Predicting California Economy

Are we going up, down, or sideways?  Grab your crystal ball!

UCLA’s Anderson Forecast has just released a report that the California economy is on a two-track recovery.  San Diego and the coastal regions are pulling out of the recession ahead of the rest of the State.

Apparently the State’s economy is already getting better, the jobless rate averaged 12.6% in the first quarter.  Not good numbers, but UCLA’s crystal ball says that it hit it’s peak and will decline to the 10% mark until it dwindles in 2011.

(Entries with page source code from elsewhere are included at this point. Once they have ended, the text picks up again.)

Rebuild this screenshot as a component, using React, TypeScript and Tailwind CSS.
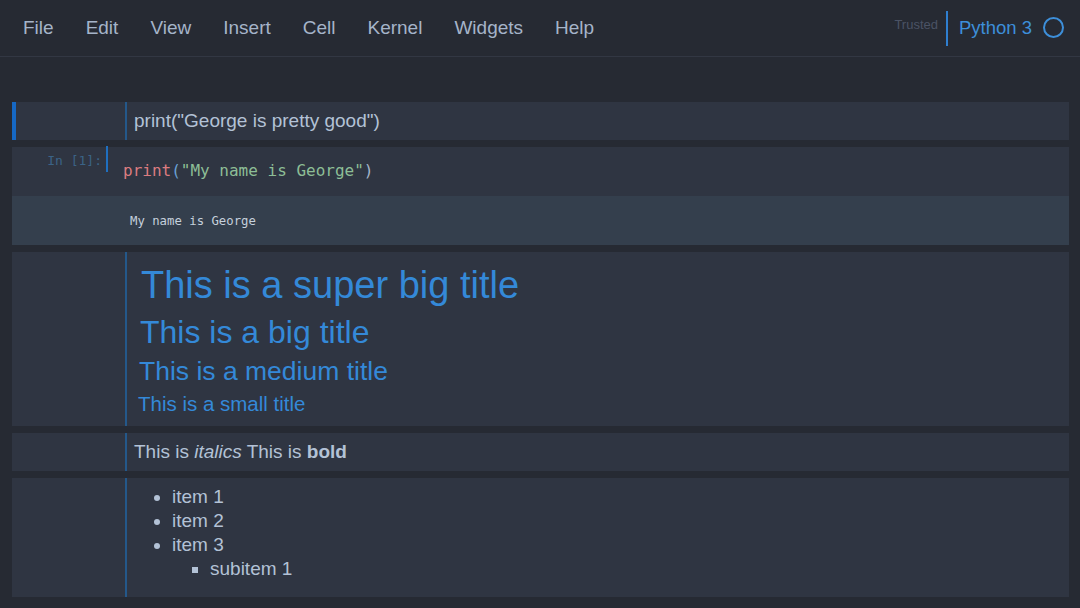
import React from 'react';

const menu = ['File', 'Edit', 'View', 'Insert', 'Cell', 'Kernel', 'Widgets', 'Help'];

const sans = "font-['Liberation_Sans',Arial,sans-serif]";
const mono = "font-['DejaVu_Sans_Mono',monospace]";

const MarkdownCell: React.FC<{ selected?: boolean; children: React.ReactNode; className?: string }> = ({
  selected,
  children,
  className = '',
}) => (
  <div className="flex bg-[#2f3542] ml-3 mr-[11px]">
    <div className={`w-[113px] shrink-0 ${selected ? 'border-l-4 border-[#1668c4]' : ''}`} />
    <div className={`flex-1 border-l-2 border-[#24588a] ${className}`}>{children}</div>
  </div>
);

export default function App() {
  return (
    <div className={`w-[1080px] h-[608px] bg-[#262a33] overflow-hidden ${sans}`}>
      {/* header */}
      <div className="h-[57px] flex items-start border-b border-[#323743] bg-[#262a33]">
        <nav className="flex pl-[7px] pt-[17px]">
          {menu.map((m) => (
            <span key={m} className="px-4 text-[19px] leading-[22px] text-[#a5b4c9]">
              {m}
            </span>
          ))}
        </nav>
        <div className="ml-auto flex items-start pt-[11px] pr-[16px]">
          <span className="text-[13px] leading-[16px] text-[#4b5365] mt-[6px] mr-[8px]">Trusted</span>
          <div className="w-[2px] h-[35px] bg-[#2f7fd0]" />
          <span className="ml-[11px] mt-[6px] text-[18.5px] leading-[22px] text-[#3d8fda]">Python 3</span>
          <div className="ml-[11px] mt-[6px] w-[21px] h-[21px] rounded-full border-2 border-[#3d8fda]" />
        </div>
      </div>

      <div className="pt-[45px] flex flex-col gap-[7px]">
        {/* cell 1 */}
        <MarkdownCell selected className="h-[38px] pl-[7px] flex items-center">
          <span className="text-[19px] text-[#b3c2d6]">print("George is pretty good")</span>
        </MarkdownCell>

        {/* code cell */}
        <div className="ml-3 mr-[11px] bg-[#2f3542]">
          <div className="flex h-[49px]">
            <div className="w-[94px] shrink-0 flex justify-end pt-[5px] pr-[4px]">
              <span className={`${mono} text-[13px] leading-[18px] text-[#3b6386]`}>In [1]:</span>
            </div>
            <div className="w-[2px] h-[26px] -mt-[1px] bg-[#1f6fc0]" />
            <div className={`${mono} text-[16px] leading-[20px] pl-[15px] pt-[14px]`}>
              <span className="text-[#db7c80]">print</span>
              <span className="text-[#6aa1d6]">(</span>
              <span className="text-[#8dbe96]">"My name is George"</span>
              <span className="text-[#a5b4c9]">)</span>
            </div>
          </div>
          <div className="h-[49px] bg-[#343f4d] pl-[118px] pt-[12px]">
            <span className={`${mono} text-[12.3px] leading-[16px] text-[#c5d0dc]`}>My name is George</span>
          </div>
        </div>

        {/* titles */}
        <MarkdownCell className="h-[174px] text-[#3489d8] pt-[12px]">
          <div className="pl-[14px] text-[38px] leading-[42px]">This is a super big title</div>
          <div className="pl-[13px] text-[32px] leading-[36px] mt-[8px]">This is a big title</div>
          <div className="pl-[12px] text-[26.5px] leading-[30px] mt-[6px]">This is a medium title</div>
          <div className="pl-[11px] text-[20.5px] leading-[24px] mt-[6px]">This is a small title</div>
        </MarkdownCell>

        {/* italics / bold */}
        <MarkdownCell className="h-[38px] pl-[7px] flex items-center">
          <span className="text-[19px] text-[#b3c2d6]">
            This is <i>italics</i> This is <b>bold</b>
          </span>
        </MarkdownCell>

        {/* list */}
        <MarkdownCell className="h-[119px] pt-[7px]">
          <ul className="list-disc pl-[45px] text-[19px] leading-[24px] text-[#b3c2d6] marker:text-[#b3c2d6]">
            <li>item 1</li>
            <li>item 2</li>
            <li>
              item 3
              <ul className="list-[square] pl-[38px]">
                <li>subitem 1</li>
              </ul>
            </li>
          </ul>
        </MarkdownCell>
      </div>
    </div>
  );
}
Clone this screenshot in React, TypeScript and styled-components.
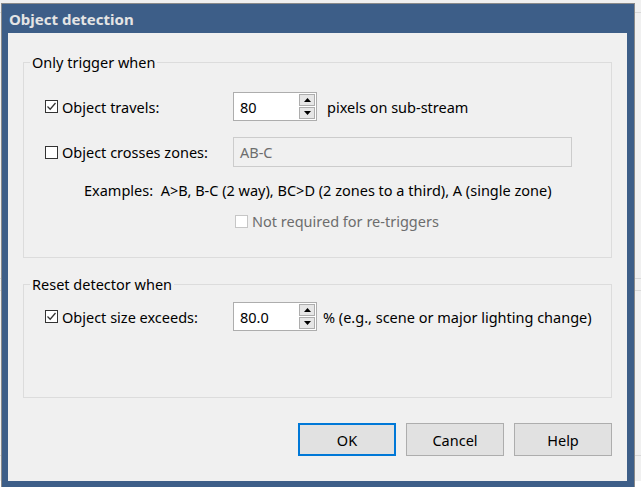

Job growth is going to be the biggest factor, information technology, tourism, wholesale and retail trade, and health care and education all saw growth in the last year.  Education?  I didn’t realize that.  Thought they were cutting jobs, but happy to hear that is not the case.

Hopefully things are looking up.  Only a month or so ago I had a couple in my car from out of town.  The husband had just graduated from Brigham Young with a Masters in accounting and had taken the very first position he applied for at Sempra Energy, it was his dream job in his dream city.  Now, I can’t say how much he is making, but it was not a shabby paycheck.

Goes to say, it is better out there than I thought it was.

Apparently this is not the first time the State of California has experienced a two0-track recovery, in the ealrly 90s Southern california lagged the rest of the State because of the aerospace industry, which was shutting factories and laying off workers.

In the post-dot-com downturn that started in 2001, high-tech centers in San Francisco and Silicon Valley were the last to recover.

This time they predict it will be Inland California.

In any case, keep your fingers crossed for their crystal ball, it’d be nice for everyone to have a few extra bucks in their bank account!